WORK TO COMPLETE:
Below this line is a listing that includes pictures. Copy exactly, and only, the lines from the one containing "Recreate this image" through the one containing "font-medium leading-[38px] text-[#1a53f0]"; the pictures do not go in the copy.

DATA EXTRACT:
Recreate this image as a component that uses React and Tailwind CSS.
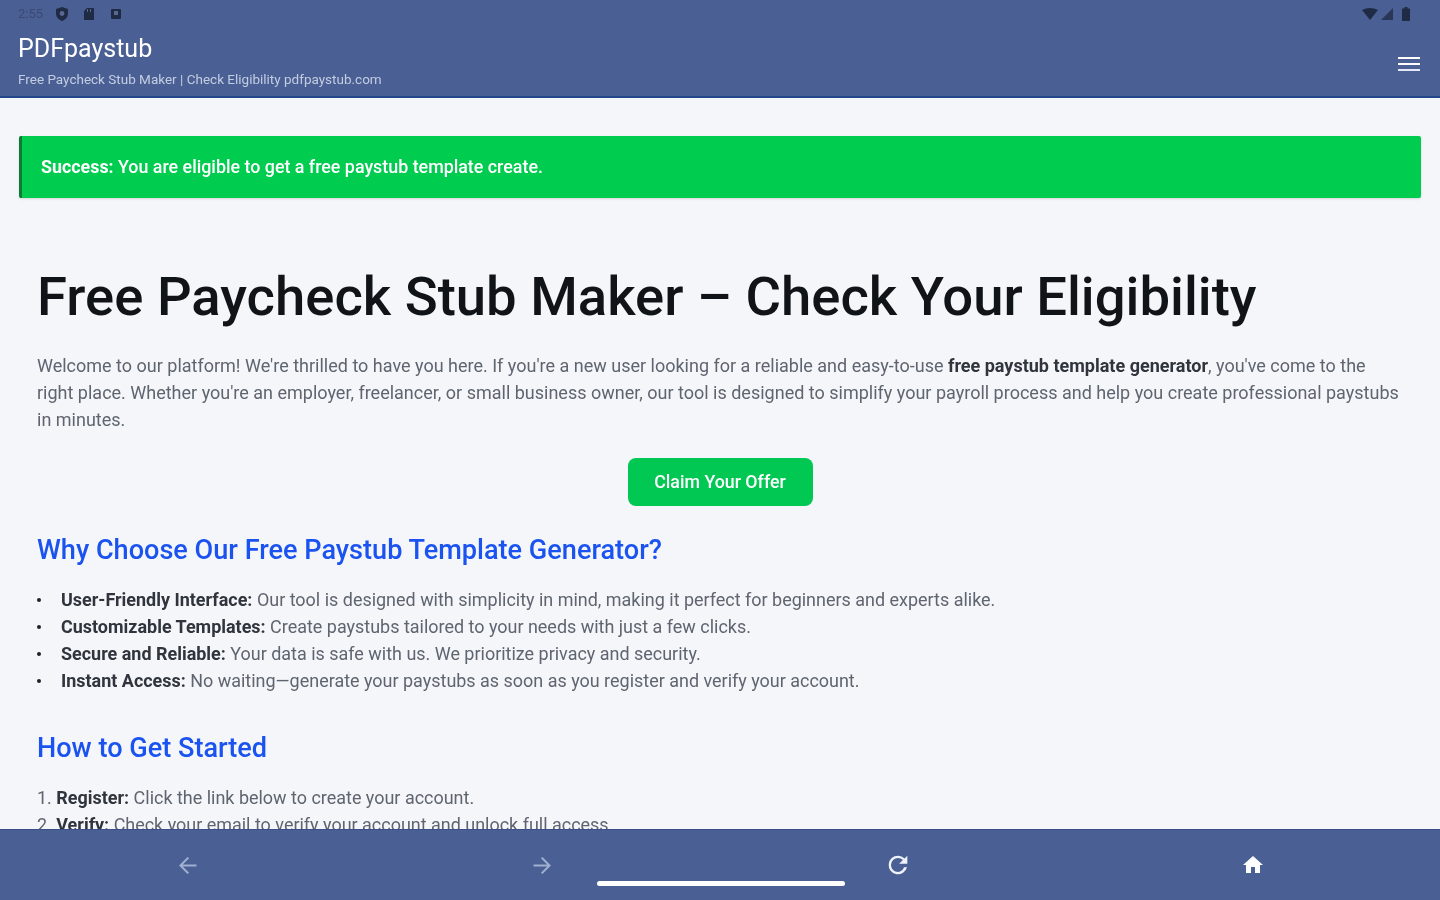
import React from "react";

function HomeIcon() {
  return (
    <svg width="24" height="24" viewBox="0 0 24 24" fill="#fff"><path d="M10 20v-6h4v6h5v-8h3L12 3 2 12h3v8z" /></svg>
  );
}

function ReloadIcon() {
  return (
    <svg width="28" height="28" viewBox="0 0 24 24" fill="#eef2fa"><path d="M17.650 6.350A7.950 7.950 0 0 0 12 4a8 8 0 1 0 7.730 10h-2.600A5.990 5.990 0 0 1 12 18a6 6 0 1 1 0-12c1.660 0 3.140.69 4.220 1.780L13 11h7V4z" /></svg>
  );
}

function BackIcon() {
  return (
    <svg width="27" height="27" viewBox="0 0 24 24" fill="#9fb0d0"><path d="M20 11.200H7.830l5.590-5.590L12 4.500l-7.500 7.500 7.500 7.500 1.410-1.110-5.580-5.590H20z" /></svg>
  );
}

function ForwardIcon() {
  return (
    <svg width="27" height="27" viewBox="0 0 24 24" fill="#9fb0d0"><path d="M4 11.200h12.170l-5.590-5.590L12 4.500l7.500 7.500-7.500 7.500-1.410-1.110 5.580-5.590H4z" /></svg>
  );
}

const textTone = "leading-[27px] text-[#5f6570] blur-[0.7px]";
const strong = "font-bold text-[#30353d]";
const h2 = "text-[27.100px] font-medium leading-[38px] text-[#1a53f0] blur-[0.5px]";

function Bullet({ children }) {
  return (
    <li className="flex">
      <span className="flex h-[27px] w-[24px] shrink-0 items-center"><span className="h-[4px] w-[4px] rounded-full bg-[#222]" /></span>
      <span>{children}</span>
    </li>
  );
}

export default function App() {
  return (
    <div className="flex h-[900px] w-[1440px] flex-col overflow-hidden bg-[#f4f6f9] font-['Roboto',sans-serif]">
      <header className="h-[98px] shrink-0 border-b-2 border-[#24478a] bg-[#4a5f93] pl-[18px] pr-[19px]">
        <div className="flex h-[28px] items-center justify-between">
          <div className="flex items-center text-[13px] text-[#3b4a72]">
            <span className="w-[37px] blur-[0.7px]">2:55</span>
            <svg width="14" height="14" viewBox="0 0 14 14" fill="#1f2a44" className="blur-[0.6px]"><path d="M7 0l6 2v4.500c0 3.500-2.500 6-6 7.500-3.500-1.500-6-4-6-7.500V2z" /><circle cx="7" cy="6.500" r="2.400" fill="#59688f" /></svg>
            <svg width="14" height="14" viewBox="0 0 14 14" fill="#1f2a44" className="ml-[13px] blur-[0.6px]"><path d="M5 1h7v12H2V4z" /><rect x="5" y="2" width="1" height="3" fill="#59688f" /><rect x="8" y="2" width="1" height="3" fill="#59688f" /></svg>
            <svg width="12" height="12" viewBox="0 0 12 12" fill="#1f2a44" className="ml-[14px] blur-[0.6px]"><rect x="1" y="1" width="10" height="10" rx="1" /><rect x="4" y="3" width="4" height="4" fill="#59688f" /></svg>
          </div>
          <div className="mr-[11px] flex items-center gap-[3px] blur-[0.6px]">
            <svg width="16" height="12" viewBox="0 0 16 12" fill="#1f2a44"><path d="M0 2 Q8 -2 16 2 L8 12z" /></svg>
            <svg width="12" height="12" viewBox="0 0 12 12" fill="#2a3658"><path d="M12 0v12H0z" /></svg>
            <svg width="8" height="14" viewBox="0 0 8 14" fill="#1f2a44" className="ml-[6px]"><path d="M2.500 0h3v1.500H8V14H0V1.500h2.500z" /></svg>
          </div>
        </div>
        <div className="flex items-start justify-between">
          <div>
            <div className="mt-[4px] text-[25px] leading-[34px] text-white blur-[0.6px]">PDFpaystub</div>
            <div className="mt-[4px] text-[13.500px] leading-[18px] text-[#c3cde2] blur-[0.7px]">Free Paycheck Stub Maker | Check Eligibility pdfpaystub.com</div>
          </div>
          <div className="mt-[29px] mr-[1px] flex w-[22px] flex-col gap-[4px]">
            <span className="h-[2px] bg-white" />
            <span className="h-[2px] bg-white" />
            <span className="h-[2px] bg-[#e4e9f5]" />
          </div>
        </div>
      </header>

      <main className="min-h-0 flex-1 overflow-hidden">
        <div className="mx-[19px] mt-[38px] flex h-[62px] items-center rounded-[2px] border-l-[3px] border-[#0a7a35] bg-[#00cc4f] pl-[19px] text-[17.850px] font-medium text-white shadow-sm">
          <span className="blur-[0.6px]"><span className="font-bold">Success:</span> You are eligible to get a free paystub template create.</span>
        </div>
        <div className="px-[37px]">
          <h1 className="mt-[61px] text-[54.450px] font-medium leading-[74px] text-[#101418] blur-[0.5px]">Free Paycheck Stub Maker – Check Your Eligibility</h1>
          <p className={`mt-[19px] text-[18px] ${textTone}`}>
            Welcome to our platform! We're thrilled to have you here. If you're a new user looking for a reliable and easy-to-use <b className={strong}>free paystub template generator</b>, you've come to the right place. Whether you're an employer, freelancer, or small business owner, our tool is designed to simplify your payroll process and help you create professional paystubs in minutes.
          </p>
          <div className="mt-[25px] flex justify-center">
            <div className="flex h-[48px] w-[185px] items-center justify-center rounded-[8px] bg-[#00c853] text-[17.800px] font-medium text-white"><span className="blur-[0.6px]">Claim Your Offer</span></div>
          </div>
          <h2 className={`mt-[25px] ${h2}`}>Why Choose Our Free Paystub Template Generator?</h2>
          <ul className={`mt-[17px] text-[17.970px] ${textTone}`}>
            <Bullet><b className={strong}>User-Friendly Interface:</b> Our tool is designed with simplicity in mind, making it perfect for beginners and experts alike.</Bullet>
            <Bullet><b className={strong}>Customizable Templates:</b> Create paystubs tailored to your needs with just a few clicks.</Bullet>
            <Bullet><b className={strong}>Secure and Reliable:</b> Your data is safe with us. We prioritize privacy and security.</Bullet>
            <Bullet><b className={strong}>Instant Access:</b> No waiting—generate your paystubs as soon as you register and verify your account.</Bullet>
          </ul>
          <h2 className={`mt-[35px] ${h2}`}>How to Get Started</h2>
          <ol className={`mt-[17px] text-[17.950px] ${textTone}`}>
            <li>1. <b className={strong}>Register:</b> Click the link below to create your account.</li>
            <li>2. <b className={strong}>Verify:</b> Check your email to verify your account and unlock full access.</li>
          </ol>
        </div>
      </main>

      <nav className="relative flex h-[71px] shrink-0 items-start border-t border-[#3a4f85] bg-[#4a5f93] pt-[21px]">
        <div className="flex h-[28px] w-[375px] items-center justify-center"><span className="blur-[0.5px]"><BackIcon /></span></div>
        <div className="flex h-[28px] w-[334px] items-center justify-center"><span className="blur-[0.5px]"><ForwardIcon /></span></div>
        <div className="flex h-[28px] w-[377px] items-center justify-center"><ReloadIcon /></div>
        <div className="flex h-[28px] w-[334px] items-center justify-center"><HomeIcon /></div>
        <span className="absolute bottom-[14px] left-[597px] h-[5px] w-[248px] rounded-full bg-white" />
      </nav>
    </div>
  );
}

---

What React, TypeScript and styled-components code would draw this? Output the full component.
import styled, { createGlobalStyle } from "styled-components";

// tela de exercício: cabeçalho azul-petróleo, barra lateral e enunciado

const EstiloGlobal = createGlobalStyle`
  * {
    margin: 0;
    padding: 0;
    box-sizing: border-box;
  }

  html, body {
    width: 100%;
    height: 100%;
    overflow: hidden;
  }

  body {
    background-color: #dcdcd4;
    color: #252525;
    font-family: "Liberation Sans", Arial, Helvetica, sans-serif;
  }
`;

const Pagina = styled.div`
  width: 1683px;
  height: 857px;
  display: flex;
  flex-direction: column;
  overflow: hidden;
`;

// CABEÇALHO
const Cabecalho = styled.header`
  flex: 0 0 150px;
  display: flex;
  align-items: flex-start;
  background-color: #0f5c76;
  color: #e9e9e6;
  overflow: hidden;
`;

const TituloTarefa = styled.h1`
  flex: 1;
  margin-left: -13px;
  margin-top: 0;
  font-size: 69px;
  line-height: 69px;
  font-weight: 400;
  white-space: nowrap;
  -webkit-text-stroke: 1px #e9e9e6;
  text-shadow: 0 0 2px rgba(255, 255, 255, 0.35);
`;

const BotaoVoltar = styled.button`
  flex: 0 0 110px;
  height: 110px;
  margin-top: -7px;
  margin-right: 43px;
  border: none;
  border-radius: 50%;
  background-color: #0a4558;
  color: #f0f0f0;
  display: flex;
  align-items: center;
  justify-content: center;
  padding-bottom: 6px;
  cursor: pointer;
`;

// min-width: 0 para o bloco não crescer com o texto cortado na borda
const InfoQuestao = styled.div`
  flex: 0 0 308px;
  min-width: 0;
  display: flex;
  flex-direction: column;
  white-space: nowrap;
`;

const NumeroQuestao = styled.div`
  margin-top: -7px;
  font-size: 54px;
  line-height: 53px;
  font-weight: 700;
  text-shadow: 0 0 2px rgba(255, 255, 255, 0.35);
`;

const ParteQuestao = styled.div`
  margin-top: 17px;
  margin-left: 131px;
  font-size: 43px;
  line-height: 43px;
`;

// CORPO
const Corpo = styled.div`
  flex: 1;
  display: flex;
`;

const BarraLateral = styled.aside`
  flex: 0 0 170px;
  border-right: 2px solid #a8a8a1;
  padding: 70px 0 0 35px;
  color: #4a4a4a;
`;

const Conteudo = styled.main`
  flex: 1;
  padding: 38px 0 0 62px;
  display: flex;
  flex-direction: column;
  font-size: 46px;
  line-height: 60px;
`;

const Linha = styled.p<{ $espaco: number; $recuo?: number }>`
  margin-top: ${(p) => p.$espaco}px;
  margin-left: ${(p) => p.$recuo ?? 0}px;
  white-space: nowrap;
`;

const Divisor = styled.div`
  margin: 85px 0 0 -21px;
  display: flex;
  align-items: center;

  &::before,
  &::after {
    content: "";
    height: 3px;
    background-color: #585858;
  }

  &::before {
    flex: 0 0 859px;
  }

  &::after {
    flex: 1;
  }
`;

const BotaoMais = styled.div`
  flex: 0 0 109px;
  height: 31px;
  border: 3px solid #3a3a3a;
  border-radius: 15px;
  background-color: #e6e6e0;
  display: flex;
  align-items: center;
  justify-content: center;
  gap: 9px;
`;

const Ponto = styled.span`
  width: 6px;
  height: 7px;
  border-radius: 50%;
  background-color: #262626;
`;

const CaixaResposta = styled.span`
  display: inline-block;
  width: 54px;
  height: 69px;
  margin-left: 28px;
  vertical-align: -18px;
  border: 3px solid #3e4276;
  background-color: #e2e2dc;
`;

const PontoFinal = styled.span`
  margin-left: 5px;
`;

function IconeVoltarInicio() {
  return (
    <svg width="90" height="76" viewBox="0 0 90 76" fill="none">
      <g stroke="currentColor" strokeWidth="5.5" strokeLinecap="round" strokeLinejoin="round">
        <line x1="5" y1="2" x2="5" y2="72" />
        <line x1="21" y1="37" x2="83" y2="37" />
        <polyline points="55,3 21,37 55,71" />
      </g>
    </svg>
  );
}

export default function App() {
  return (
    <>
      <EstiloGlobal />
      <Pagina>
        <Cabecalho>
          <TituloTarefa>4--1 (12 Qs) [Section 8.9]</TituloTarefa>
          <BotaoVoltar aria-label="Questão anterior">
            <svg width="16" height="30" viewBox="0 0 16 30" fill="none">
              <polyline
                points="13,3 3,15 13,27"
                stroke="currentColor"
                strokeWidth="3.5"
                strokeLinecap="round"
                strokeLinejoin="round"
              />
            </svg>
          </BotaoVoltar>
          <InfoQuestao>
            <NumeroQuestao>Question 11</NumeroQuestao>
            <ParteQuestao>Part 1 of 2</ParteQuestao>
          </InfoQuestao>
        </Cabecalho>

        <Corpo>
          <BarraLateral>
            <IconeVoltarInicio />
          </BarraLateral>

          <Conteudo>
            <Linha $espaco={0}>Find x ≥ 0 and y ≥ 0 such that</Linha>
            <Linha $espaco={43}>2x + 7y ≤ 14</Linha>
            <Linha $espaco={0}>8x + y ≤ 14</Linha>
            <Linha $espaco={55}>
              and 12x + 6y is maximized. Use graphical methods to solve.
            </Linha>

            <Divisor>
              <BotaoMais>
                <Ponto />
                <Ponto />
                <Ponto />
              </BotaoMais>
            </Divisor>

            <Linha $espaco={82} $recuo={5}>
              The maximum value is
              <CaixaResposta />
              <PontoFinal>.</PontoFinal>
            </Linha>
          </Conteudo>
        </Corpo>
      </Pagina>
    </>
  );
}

RESULT OF THIS TASK:
Recreate this image as a component that uses React and Tailwind CSS.
import React from "react";

function HomeIcon() {
  return (
    <svg width="24" height="24" viewBox="0 0 24 24" fill="#fff"><path d="M10 20v-6h4v6h5v-8h3L12 3 2 12h3v8z" /></svg>
  );
}

function ReloadIcon() {
  return (
    <svg width="28" height="28" viewBox="0 0 24 24" fill="#eef2fa"><path d="M17.650 6.350A7.950 7.950 0 0 0 12 4a8 8 0 1 0 7.730 10h-2.600A5.990 5.990 0 0 1 12 18a6 6 0 1 1 0-12c1.660 0 3.140.69 4.220 1.780L13 11h7V4z" /></svg>
  );
}

function BackIcon() {
  return (
    <svg width="27" height="27" viewBox="0 0 24 24" fill="#9fb0d0"><path d="M20 11.200H7.830l5.590-5.590L12 4.500l-7.500 7.500 7.500 7.500 1.410-1.110-5.580-5.590H20z" /></svg>
  );
}

function ForwardIcon() {
  return (
    <svg width="27" height="27" viewBox="0 0 24 24" fill="#9fb0d0"><path d="M4 11.200h12.170l-5.590-5.590L12 4.500l7.500 7.500-7.500 7.500-1.410-1.110 5.580-5.590H4z" /></svg>
  );
}

const textTone = "leading-[27px] text-[#5f6570] blur-[0.7px]";
const strong = "font-bold text-[#30353d]";
const h2 = "text-[27.100px] font-medium leading-[38px] text-[#1a53f0] blur-[0.5px]";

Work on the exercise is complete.